Margin concern remains, but INR depreciation could cushion impact
Deal closure over past few months have been strong for TCS. The over-arching concern about the ramp-ups driving the margin lower is overdone. The management alluded that the new deals have been structured in a manner to have a limited impact on the margin. Moreover, we believe, acceleration in revenue growth, better business mix (stronger digital revenue growth), and INR depreciation will soften the impact on pricing pressure, onsite investment, and initial impact of knowledge transfer.
Digital (22% of revenue) – gaining prominence
Momentum in Digital continues to be strong. According to the management, the depth of Digital engagement will drive revenue growth in CY18/19, whereas in CY16/17 width of Digital adoption helped drive revenue growth. The company is already witnessing improving deal size in Digital (large deal of $50 million+ signed).
No change in tax rate — does it elude BEAT concern?

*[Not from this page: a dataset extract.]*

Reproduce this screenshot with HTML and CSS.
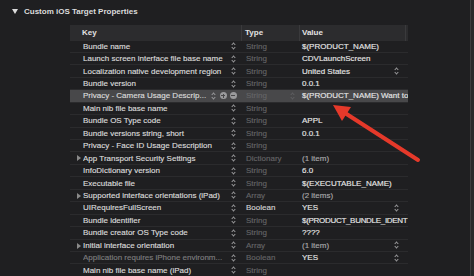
FILE: index.html
```html
<!DOCTYPE html>
<html>
<head>
<meta charset="utf-8">
<link rel="stylesheet" href="styles.css">
</head>
<body>
<div class="page">
  <div class="main">
    <div class="title"><span class="tri-down"></span>Custom iOS Target Properties</div>
    <div class="table">
      <div class="hrow">
        <div class="hcell hkey">Key</div>
        <div class="hcell htype">Type</div>
        <div class="hcell hval">Value</div>
      </div>

      <div class="row">
        <div class="key"><span class="ktext">Bundle name</span><span class="ic step"></span></div>
        <div class="type">String</div>
        <div class="val">$(PRODUCT_NAME)</div>
      </div>
      <div class="row">
        <div class="key"><span class="ktext">Launch screen interface file base name</span><span class="ic step"></span></div>
        <div class="type">String</div>
        <div class="val">CDVLaunchScreen</div>
      </div>
      <div class="row">
        <div class="key"><span class="ktext">Localization native development region</span><span class="ic step"></span></div>
        <div class="type">String</div>
        <div class="val"><span class="vtext">United States</span><span class="ic step vstep"></span></div>
      </div>
      <div class="row">
        <div class="key"><span class="ktext">Bundle version</span><span class="ic step"></span></div>
        <div class="type">String</div>
        <div class="val">0.0.1</div>
      </div>
      <div class="row sel">
        <div class="key"><span class="ktext">Privacy - Camera Usage Descrip...</span><span class="ic step"></span><span class="ic circ plus"></span><span class="ic circ minus"></span></div>
        <div class="type"><span class="ttext">String</span><span class="ic step faint"></span></div>
        <div class="val">$(PRODUCT_NAME) Want to</div>
      </div>
      <div class="row">
        <div class="key"><span class="ktext">Main nib file base name</span><span class="ic step"></span></div>
        <div class="type">String</div>
        <div class="val"></div>
      </div>
      <div class="row">
        <div class="key"><span class="ktext">Bundle OS Type code</span><span class="ic step"></span></div>
        <div class="type">String</div>
        <div class="val">APPL</div>
      </div>
      <div class="row">
        <div class="key"><span class="ktext">Bundle versions string, short</span><span class="ic step"></span></div>
        <div class="type">String</div>
        <div class="val">0.0.1</div>
      </div>
      <div class="row">
        <div class="key"><span class="ktext">Privacy - Face ID Usage Description</span><span class="ic step"></span></div>
        <div class="type">String</div>
        <div class="val"></div>
      </div>
      <div class="row">
        <div class="key"><span class="tri-right"></span><span class="ktext">App Transport Security Settings</span><span class="ic step"></span></div>
        <div class="type">Dictionary</div>
        <div class="val dim">(1 item)</div>
      </div>
      <div class="row">
        <div class="key"><span class="ktext">InfoDictionary version</span><span class="ic step"></span></div>
        <div class="type">String</div>
        <div class="val">6.0</div>
      </div>
      <div class="row">
        <div class="key"><span class="ktext">Executable file</span><span class="ic step"></span></div>
        <div class="type">String</div>
        <div class="val">$(EXECUTABLE_NAME)</div>
      </div>
      <div class="row">
        <div class="key"><span class="tri-right"></span><span class="ktext">Supported interface orientations (iPad)</span><span class="ic step"></span></div>
        <div class="type">Array</div>
        <div class="val dim">(2 items)</div>
      </div>
      <div class="row">
        <div class="key"><span class="ktext">UIRequiresFullScreen</span><span class="ic step"></span></div>
        <div class="type bright">Boolean</div>
        <div class="val"><span class="vtext">YES</span><span class="ic step vstep"></span></div>
      </div>
      <div class="row">
        <div class="key"><span class="ktext">Bundle identifier</span><span class="ic step"></span></div>
        <div class="type">String</div>
        <div class="val tight">$(PRODUCT_BUNDLE_IDENT</div>
      </div>
      <div class="row">
        <div class="key"><span class="ktext">Bundle creator OS Type code</span><span class="ic step"></span></div>
        <div class="type">String</div>
        <div class="val">????</div>
      </div>
      <div class="row">
        <div class="key"><span class="tri-right"></span><span class="ktext">Initial interface orientation</span><span class="ic step"></span></div>
        <div class="type">Array</div>
        <div class="val dim"><span class="vtext">(1 item)</span><span class="ic step vstep"></span></div>
      </div>
      <div class="row">
        <div class="key"><span class="ktext kdim">Application requires iPhone environm...</span><span class="ic step"></span></div>
        <div class="type">Boolean</div>
        <div class="val"><span class="vtext">YES</span><span class="ic step vstep"></span></div>
      </div>
      <div class="row">
        <div class="key"><span class="ktext">Main nib file base name (iPad)</span><span class="ic step"></span></div>
        <div class="type">String</div>
        <div class="val"></div>
      </div>
    </div>
  </div>
  <div class="scroll"></div>
</div>
<svg class="arrow" width="474" height="276" viewBox="0 0 474 276">
  <line x1="418" y1="160" x2="345" y2="113" stroke="#e5392a" stroke-width="4" stroke-linecap="round"/>
  <polygon points="333,105 351,107 342,121" fill="#e5392a"/>
</svg>
</body>
</html>
```

FILE: styles.css
```css
html, body {
  margin: 0;
  padding: 0;
  background: #1f1f21;
}
body {
  width: 474px;
  height: 276px;
  overflow: hidden;
  position: relative;
  font-family: "Liberation Sans", Arial, sans-serif;
  font-size: 8px;
  color: #dadada;
  -webkit-text-stroke: 0.15px currentColor;
}
.page {
  display: flex;
  height: 276px;
}
.main {
  flex: 1;
  min-width: 0;
}
.scroll {
  width: 3px;
  border-left: 1px solid #3c3c3e;
  background: #28282a;
}
.title {
  display: flex;
  align-items: center;
  height: 24px;
  padding-left: 12px;
  font-weight: 700;
  font-size: 8px;
  color: #dcdcdc;
  box-sizing: border-box;
  padding-bottom: 1px;
  -webkit-text-stroke: 0;
}
.tri-down {
  width: 0;
  height: 0;
  border-left: 3px solid transparent;
  border-right: 3px solid transparent;
  border-top: 5px solid #dcdcdc;
  margin-right: 6px;
}
.table {
  margin-left: 70px;
  width: 338px;
  margin-top: 1px;
}
.hrow {
  display: grid;
  grid-template-columns: 171px 58px 107px;
  height: 15.5px;
  background: #2c2c2e;
  font-weight: 700;
  color: #e2e2e2;
  -webkit-text-stroke: 0;
}
.hcell {
  display: flex;
  align-items: center;
  box-sizing: border-box;
}
.hkey { padding-left: 12px; }
.htype { padding-left: 3px; border-left: 1px solid #3a3a3c; }
.hval { padding-left: 2px; border-left: 1px solid #3a3a3c; border-right: 1px solid #3a3a3c; }
.row {
  display: grid;
  grid-template-columns: 171px 58px 109px;
  height: 12.45px;
  box-sizing: border-box;
  border-bottom: 1px solid #2b2b2d;
}
.row.sel {
  background: #48484a;
}
.key, .type, .val {
  display: flex;
  align-items: center;
  min-width: 0;
  overflow: hidden;
  white-space: nowrap;
  box-sizing: border-box;
}
.key {
  padding-left: 13px;
  padding-right: 4px;
  position: relative;
  gap: 2px;
}
.ktext, .vtext, .ttext {
  flex: 1;
  min-width: 0;
  overflow: hidden;
}
.kdim { color: #7c7c7e; }
.tri-right {
  position: absolute;
  left: 7px;
  top: 3px;
  width: 0;
  height: 0;
  border-top: 3px solid transparent;
  border-bottom: 3px solid transparent;
  border-left: 4px solid #8a8a8a;
}
.type {
  padding-left: 5px;
  padding-right: 3px;
  color: #646466;
}
.type.bright { color: #d2d2d2; }
.val {
  padding-left: 3px;
  padding-right: 0;
  color: #e6e6e6;
}
.val.dim { color: #a8a8aa; }
.val.tight { letter-spacing: -0.3px; }
.ic {
  flex: none;
  width: 8px;
  height: 9px;
  position: relative;
}
.vstep { margin-right: 8px; }
.step::before, .step::after {
  content: "";
  position: absolute;
  left: 2.5px;
  width: 2px;
  height: 2px;
  border-color: #98989a;
  border-style: solid;
  border-width: 0;
}
.step::before {
  top: 1.5px;
  border-top-width: 1px;
  border-left-width: 1px;
  transform: rotate(45deg);
}
.step::after {
  bottom: 1.5px;
  border-bottom-width: 1px;
  border-right-width: 1px;
  transform: rotate(45deg);
}
.step.faint::before, .step.faint::after { border-color: #5e5e60; }
.circ::before {
  content: "";
  position: absolute;
  left: 0.5px;
  top: 1px;
  width: 7px;
  height: 7px;
  border-radius: 50%;
  background: #9a9a9c;
}
.circ::after {
  content: "";
  position: absolute;
  left: 2px;
  top: 4px;
  width: 4px;
  height: 1px;
  background: #48484a;
}
.plus::after {
  background:
    linear-gradient(#48484a, #48484a) center / 4px 1px no-repeat,
    linear-gradient(#48484a, #48484a) center / 1px 4px no-repeat;
  top: 2.5px;
  height: 4px;
  background-color: transparent;
}
.arrow {
  position: absolute;
  left: 0;
  top: 0;
  pointer-events: none;
}
```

Our key concern in the previous quarter was around tax reform in the US that could impact the margin and tax rate of the company. According to the management, the tax rate would remain largely at 24-25% range. The impact of BEAT is likely to be higher in FY20 as compared to FY19.
(i) Recommended 1:1 bonus share issue,
(ii ) added $1.5 bn in incremental revenue during the year and crossed $19 bn mark in FY18, (iii) client addition strong with
1 client added in $100 mn, 3 clients added in $50 mn, 4 clients in $20 mn revenue bands, (iv) provides Cloud services to 200+ clients, (v) machine first delivery model saw strong adoption in IT ops and process automation (20+ clients in Q4) powered by Ignio and third party solutions, (vi) total nos. of clients under Ignio is +50, (vii) TCS Bancs recorded 29 new wins and 25 go-lives in FY18, (viii) 74% of incremental revenue came from Digital services and (ix) 247k employees Digital trained and 208k Agile trained.
Raise FY19/20 estimates
We revise our USD revenue estimate for FY19/20e by 2.4/2.5%, while retaining margin expectation in line with the management’s guidance. Our FY19/20e EPS estimate stand revised up by 2.2/2.3%. We have assumed INR/USD rate of Rs 66.3 for FY19/20e.
Valuations: Revise multiple to 20x
TCS reported improving revenue growth trajectory across the verticals with signs of sustainable turnaround in Retail and BFSI. We see stronger Digital growth and bottoming out of challenges in the legacy business to drive improving revenue trajectory for FY19/20e. We expect 10.5% revenue CAGR in USD term over FY17-20e. Expect FY18-20e Ebitda margin at 25-26% with EPS Rs 159/180.5 in FY19/FY20e.
On better revenue visibility driven by turnaround in key verticals and improving earnings trajectory, we revise our target multiple to 20x from 18x earlier. Our TP stands at Rs 3,610 (20x FY20E), implying 13% upside from CMP of Rs 3,191. At CMP, stock trades at 20x/18x FY19E/ FY20E EPS.